The United States is the most commonly cited example. The Constitution created a federal government with enumerated powers, a supreme law that overrides conflicting state legislation, and a judiciary that resolves disputes between the two levels.9Constitution Annotated. Intro.7.3 Federalism and the Constitution Germany’s Basic Law follows a similar structure, though it assigns a larger share of legislative authority to the federal level and gives the states primary responsibility for administering federal programs.
True confederations are rare in the modern world, largely because the model has a track record of instability. The most instructive examples are historical. The United States under the Articles of Confederation (1781–1789) was the classic case: a central congress with no taxing power, no enforcement power, and no ability to regulate commerce. The arrangement lasted eight years before its weaknesses forced a complete restructuring into the federal system that still operates today.2Constitution Annotated. ArtVI.C2.1 Overview of Supremacy Clause
Switzerland operated as a confederation of cantons for centuries before adopting a federal constitution in 1848, after a brief civil war between liberal and conservative cantons made the old system’s weakness impossible to ignore. The country still calls itself the “Swiss Confederation” as a historical nod, but its actual government is a federation with a strong central authority.

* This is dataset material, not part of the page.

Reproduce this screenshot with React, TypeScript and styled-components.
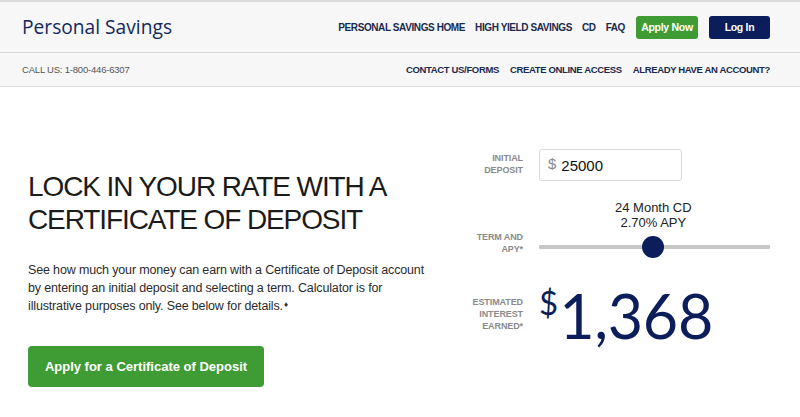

The Confederate States of America (1861–1865) attempted to build a government with the states as principals and the national government as their agent. The CSA Constitution “delegated” rather than “granted” legislative power to Congress, and its preamble emphasized that each state acted “in its sovereign and independent character.” In practice, the CSA struggled with many of the same coordination problems that plagued the Articles of Confederation, including difficulty raising revenue and fielding a unified military command.
The European Union sits in an awkward middle ground. It has a parliament, a court system, and regulations that apply directly to citizens in member states. But its member states retain their sovereignty, conduct their own foreign policies, and can withdraw under Article 50 of the Treaty on European Union. Most scholars describe it as something between a confederation and a federation, with the trajectory trending toward greater centralization over time.
The historical pattern is striking: confederations either dissolve or transform into federations. The Articles of Confederation lasted eight years. The Swiss Confederation became a federation after roughly five centuries of loose cooperation. The reason is structural. A central body that cannot tax, cannot enforce its own decisions, and depends on unanimous consent for major changes will eventually face a crisis it cannot manage.
Under the Articles of Confederation, Congress could not act directly upon states or upon individuals. It could negotiate treaties but not enforce them. It could requisition troops but not draft them. It could set budgets but not fund them.3Constitution Annotated. Intro.5.2 Weaknesses in the Articles of Confederation These were not theoretical problems. States ignored Congressional requests, trade disputes between states went unresolved, and the national government nearly went bankrupt. The result was the Constitutional Convention of 1787, which replaced the confederation with a federation.
The lesson is not that confederations are inherently bad. They serve a purpose when independent states want to cooperate without surrendering autonomy. But when the problems facing a group of states require a coordinated, enforceable response, the confederal model tends to break down. The states either accept a stronger central government or the union fragments. The compromise position where everyone cooperates voluntarily without enforcement mechanisms looks elegant on paper but rarely survives sustained pressure.